Coaly, i’m starting to like your double baffle plate idea?
did you use 1/4“ or 5/16” for your double baffle plate?
what size holes did you drill in the bottom plate?
do you think a single 3/4” pipe will provide enough air volume for the secondary burn?
how high up did you drill the hole in the stove pipe for the 3/4” secondary air pipe?
how has it been working out for you?
 
Searching for my notes of how many holes and their sizes in the stoves I measured at the time. I know I over thought it trying to duplicate the intake area for the cubic square inch size o sth fireboxes I was measuring.
 
Just mild steel A-36. I use 5/16 thick for all my baffles. 1/4 inch warps in the double door width stoves.

Electric conduit / clamp nuts. Or you can use one nut inside, and any female fitting such as a female coupling outside.

I may have posted the size holes I drilled in older threads. I went to the big box stores and measured the holes in what was on the floor at the time.
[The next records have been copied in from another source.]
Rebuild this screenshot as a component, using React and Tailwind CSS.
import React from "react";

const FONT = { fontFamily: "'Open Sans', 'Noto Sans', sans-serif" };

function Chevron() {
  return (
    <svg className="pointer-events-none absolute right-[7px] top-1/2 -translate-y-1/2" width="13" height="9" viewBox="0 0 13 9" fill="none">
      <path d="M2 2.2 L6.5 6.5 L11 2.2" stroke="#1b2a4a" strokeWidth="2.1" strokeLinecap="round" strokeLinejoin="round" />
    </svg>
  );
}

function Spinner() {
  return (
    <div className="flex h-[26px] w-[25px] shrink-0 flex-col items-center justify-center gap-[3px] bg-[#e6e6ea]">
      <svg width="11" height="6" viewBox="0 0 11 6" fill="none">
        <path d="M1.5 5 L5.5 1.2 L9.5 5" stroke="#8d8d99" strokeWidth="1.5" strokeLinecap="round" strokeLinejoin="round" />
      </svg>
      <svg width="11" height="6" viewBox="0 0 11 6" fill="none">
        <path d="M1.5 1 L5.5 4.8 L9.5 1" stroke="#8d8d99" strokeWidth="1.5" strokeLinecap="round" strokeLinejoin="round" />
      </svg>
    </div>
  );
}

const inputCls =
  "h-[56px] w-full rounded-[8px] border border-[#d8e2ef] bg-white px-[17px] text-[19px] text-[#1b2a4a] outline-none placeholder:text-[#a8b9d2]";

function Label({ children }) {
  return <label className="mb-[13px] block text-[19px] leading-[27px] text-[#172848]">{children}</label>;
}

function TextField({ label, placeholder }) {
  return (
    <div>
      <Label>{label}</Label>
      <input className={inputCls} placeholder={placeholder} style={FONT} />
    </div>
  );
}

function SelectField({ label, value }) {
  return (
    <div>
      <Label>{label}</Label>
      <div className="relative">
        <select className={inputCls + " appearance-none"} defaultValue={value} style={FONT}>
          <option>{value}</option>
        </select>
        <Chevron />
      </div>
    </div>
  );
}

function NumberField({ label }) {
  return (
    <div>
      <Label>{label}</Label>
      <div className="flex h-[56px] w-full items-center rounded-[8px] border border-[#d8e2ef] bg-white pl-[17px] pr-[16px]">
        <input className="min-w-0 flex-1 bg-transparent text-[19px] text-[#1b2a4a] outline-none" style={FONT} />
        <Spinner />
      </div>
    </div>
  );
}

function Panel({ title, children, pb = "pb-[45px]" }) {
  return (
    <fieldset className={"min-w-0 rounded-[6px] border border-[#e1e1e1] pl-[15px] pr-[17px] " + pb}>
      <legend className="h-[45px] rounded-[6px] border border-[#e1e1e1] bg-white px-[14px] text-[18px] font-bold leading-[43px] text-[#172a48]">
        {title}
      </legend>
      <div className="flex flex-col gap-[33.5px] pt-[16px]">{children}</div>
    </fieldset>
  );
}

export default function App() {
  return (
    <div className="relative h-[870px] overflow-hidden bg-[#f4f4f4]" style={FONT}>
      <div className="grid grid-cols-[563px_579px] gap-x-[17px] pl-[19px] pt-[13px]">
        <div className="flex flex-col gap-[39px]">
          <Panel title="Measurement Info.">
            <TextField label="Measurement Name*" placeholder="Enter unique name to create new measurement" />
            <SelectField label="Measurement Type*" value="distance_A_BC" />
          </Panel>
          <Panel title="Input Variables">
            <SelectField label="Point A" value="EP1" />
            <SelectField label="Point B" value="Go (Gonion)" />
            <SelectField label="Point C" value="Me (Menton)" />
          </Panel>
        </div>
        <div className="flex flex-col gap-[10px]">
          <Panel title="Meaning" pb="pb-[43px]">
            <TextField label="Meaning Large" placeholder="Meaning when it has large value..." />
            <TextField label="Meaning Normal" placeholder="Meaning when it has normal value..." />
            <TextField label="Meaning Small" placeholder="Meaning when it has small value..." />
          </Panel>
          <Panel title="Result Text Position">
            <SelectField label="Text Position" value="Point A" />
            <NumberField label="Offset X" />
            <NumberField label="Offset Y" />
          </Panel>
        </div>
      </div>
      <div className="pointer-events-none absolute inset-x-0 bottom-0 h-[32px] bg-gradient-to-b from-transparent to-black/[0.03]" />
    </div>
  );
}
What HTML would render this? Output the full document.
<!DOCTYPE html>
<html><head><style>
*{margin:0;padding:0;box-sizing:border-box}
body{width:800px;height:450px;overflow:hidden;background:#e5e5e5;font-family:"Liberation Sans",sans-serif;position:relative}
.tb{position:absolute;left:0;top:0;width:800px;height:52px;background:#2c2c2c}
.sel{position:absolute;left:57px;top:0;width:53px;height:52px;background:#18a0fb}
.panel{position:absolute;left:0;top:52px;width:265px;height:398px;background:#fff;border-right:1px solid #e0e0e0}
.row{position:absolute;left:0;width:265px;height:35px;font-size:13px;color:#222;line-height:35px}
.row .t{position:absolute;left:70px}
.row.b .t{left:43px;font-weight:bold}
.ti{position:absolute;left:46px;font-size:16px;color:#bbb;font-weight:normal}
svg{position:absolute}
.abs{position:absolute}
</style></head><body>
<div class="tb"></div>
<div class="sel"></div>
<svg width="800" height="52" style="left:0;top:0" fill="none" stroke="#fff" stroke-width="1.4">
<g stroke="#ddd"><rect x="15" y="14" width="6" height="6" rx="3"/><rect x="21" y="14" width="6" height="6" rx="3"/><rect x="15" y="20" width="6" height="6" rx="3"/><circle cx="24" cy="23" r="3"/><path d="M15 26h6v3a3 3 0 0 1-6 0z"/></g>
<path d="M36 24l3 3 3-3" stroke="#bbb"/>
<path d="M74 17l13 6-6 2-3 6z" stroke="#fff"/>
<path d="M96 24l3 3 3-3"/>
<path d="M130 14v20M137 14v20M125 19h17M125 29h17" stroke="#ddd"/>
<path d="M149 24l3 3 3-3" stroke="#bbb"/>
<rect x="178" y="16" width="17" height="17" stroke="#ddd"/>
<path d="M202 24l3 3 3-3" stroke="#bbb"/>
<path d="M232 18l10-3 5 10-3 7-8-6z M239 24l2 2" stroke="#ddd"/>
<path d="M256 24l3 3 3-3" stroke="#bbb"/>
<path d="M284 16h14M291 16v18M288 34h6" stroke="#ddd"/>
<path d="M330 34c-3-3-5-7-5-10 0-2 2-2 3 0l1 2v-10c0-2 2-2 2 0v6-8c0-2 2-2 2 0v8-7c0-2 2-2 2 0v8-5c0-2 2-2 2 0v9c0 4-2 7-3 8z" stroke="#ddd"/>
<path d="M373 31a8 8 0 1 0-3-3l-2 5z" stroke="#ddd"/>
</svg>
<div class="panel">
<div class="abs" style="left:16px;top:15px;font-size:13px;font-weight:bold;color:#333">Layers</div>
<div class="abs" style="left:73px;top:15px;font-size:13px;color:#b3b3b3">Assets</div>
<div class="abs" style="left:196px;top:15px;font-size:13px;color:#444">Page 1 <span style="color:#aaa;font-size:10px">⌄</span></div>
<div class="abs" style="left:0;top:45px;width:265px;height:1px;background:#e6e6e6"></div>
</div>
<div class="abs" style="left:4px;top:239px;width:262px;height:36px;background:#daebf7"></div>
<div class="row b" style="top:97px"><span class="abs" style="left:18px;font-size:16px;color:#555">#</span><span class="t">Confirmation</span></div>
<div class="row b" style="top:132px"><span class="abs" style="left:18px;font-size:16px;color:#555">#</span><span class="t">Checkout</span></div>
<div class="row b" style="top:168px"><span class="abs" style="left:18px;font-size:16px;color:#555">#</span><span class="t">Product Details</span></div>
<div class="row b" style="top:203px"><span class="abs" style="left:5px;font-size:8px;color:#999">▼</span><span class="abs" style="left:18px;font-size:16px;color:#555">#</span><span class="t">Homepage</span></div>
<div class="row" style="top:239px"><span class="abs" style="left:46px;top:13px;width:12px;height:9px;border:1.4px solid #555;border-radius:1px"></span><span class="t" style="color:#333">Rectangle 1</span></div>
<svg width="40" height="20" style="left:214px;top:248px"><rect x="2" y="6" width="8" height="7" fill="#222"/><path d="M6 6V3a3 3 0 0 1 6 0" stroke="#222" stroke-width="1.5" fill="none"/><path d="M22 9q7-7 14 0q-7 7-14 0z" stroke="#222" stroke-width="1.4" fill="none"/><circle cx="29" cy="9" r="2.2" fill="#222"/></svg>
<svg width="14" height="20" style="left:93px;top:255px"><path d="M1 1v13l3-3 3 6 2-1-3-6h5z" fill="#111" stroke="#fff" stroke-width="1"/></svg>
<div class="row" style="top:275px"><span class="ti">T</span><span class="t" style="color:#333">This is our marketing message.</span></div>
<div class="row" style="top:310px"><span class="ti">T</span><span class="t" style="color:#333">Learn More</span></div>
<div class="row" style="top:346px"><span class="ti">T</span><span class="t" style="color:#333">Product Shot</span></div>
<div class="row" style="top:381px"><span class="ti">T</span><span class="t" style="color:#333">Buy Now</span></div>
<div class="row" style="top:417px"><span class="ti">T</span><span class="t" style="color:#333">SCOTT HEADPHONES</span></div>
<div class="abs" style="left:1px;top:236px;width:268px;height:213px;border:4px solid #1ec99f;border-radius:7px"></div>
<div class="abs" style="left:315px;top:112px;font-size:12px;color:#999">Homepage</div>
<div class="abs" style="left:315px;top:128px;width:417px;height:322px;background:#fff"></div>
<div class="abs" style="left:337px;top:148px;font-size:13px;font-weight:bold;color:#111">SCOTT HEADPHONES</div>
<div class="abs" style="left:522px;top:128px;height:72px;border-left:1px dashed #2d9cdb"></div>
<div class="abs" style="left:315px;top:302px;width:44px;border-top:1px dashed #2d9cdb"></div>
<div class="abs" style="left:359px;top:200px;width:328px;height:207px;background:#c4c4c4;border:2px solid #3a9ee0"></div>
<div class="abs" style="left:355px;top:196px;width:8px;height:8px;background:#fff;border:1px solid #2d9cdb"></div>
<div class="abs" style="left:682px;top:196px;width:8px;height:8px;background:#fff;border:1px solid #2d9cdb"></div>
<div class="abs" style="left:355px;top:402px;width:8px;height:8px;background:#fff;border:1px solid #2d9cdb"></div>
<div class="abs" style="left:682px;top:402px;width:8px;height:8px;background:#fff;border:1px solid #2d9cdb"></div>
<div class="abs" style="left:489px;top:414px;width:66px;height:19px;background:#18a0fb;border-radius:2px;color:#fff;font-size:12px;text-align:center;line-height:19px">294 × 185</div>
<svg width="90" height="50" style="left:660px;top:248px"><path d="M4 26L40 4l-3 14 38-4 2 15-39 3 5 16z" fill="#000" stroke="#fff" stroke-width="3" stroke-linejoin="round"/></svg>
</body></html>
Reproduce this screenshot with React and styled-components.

I think they were 3/16? Take a couple drill bits in and do a test fit.

Post #39 of this thread has another link back to a post in 2015 about it.
 
Coaly, i’m starting to like your double baffle plate idea?
did you use 1/4“ or 5/16” for your double baffle plate?
what size holes did you drill in the bottom plate?
do you think a single 3/4” pipe will provide enough air volume for the secondary burn?
how high up did you drill the hole in the stove pipe for the 3/4” secondary air pipe?
how has it been working out for you?
Found my notes;
Goldilocks and Grandma size stoves; 3 tubes or 3 rows of holes;
Rear 12
Center 20
Front 24
56 total

95,000 BTU max stoves;
3 tubes with 28 holes each.
84 total

ALL holes are 3/16.
 
Thanks

ive got another question
i was thinking that instead of putting the baffle on the same plane as the lower top of the stove, that I would drop the baffle down a few inches and have the baffle extend forward a few inches of where the slope starts to the top/outlet. That way the heat/smoke has to go up and around the edge of the baffle. I’m hoping that this would allow the front top of the stove to heat up enough to boiler water/cook on. If that rambling mess made any sense?
 
Yes, it can come up quite close to the door.